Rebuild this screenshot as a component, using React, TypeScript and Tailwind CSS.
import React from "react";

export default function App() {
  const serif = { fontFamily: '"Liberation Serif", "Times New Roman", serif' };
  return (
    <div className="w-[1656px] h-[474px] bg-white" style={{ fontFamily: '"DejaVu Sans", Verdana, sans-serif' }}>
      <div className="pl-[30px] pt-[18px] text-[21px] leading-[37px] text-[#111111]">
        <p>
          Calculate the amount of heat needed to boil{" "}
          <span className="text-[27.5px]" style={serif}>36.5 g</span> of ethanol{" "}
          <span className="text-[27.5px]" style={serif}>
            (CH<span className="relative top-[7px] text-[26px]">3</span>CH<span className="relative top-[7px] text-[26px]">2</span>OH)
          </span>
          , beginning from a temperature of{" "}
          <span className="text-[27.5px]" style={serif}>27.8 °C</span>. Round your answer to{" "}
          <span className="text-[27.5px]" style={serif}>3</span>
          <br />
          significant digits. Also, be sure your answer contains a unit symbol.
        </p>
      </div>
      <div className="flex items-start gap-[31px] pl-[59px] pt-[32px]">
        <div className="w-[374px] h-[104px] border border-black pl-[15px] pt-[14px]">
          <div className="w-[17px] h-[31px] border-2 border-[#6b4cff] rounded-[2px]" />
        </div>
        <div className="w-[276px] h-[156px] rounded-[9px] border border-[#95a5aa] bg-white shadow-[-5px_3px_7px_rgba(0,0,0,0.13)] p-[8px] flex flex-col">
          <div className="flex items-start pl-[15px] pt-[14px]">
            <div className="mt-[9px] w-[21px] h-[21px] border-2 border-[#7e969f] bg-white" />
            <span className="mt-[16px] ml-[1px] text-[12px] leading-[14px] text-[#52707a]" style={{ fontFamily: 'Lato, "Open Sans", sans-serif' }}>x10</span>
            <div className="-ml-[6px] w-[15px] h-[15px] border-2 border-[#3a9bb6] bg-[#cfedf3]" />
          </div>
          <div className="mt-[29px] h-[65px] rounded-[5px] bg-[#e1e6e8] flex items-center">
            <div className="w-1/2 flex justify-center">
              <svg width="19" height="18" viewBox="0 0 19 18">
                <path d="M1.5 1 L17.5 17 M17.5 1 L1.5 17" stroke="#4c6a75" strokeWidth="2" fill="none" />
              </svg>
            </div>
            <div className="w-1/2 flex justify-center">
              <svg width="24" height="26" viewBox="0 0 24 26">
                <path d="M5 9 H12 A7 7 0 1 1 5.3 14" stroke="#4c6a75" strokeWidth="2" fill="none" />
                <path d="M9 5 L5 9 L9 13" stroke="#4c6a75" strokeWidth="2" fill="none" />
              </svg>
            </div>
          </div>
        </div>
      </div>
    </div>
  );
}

········

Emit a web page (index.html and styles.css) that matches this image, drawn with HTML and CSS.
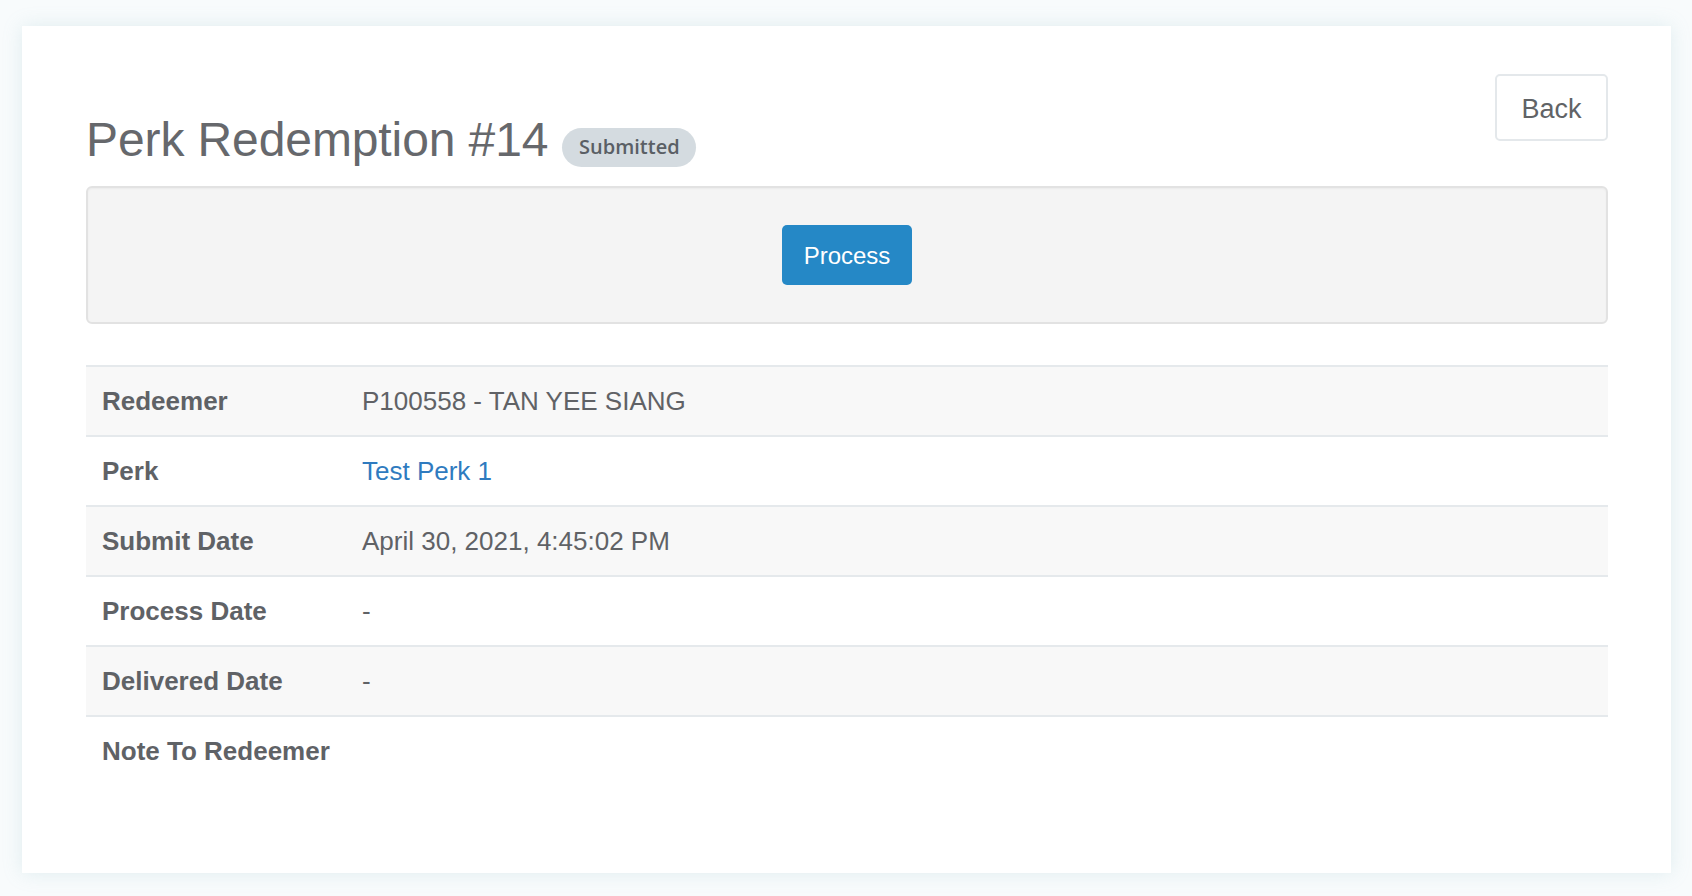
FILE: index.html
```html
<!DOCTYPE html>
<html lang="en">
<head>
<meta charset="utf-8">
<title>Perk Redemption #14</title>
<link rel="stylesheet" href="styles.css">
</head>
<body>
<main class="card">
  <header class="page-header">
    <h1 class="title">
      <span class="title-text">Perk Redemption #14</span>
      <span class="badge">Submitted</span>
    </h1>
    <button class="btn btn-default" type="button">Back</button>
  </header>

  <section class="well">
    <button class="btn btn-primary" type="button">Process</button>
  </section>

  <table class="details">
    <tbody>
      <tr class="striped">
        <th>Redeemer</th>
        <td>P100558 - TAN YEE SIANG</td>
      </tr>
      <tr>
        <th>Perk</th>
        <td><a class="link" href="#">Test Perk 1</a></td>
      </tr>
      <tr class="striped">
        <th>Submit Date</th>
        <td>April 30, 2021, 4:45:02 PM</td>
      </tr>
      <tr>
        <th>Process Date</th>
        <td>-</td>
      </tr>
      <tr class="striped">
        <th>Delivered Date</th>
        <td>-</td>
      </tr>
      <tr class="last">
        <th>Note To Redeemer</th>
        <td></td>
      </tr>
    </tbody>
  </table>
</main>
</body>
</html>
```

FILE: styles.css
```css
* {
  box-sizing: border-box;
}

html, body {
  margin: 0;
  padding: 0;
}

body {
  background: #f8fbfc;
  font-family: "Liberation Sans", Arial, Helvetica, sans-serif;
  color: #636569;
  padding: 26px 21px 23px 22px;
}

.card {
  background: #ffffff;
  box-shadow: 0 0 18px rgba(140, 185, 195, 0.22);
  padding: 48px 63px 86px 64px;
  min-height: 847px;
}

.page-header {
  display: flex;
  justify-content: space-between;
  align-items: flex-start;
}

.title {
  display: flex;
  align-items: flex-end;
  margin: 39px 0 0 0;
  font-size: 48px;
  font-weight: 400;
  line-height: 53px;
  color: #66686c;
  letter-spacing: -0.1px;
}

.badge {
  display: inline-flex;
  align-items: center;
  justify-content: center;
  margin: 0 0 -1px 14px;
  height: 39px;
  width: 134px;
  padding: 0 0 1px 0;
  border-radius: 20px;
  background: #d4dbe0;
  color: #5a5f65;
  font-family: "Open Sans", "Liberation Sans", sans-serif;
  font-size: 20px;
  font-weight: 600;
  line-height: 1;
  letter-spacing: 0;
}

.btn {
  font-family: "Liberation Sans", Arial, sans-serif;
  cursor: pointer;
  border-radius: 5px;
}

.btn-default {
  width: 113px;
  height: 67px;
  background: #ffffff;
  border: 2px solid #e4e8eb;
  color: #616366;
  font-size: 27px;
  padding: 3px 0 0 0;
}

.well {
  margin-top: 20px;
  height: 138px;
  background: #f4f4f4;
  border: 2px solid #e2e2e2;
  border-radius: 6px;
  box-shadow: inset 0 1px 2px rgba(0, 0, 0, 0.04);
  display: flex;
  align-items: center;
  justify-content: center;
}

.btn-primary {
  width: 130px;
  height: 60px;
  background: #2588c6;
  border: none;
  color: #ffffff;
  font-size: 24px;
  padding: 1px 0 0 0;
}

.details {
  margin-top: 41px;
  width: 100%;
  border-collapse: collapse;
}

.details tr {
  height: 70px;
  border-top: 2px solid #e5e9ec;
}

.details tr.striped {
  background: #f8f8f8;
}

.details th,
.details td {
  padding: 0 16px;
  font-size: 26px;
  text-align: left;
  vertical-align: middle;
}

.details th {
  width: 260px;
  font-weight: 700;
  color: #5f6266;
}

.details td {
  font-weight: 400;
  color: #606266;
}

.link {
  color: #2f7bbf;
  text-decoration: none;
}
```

········

> [EXERCISE REQUIREMENTS]: Count every line of the records that holds the string "styles". Write only the total.

> [ANSWER TO THIS TASK]: 3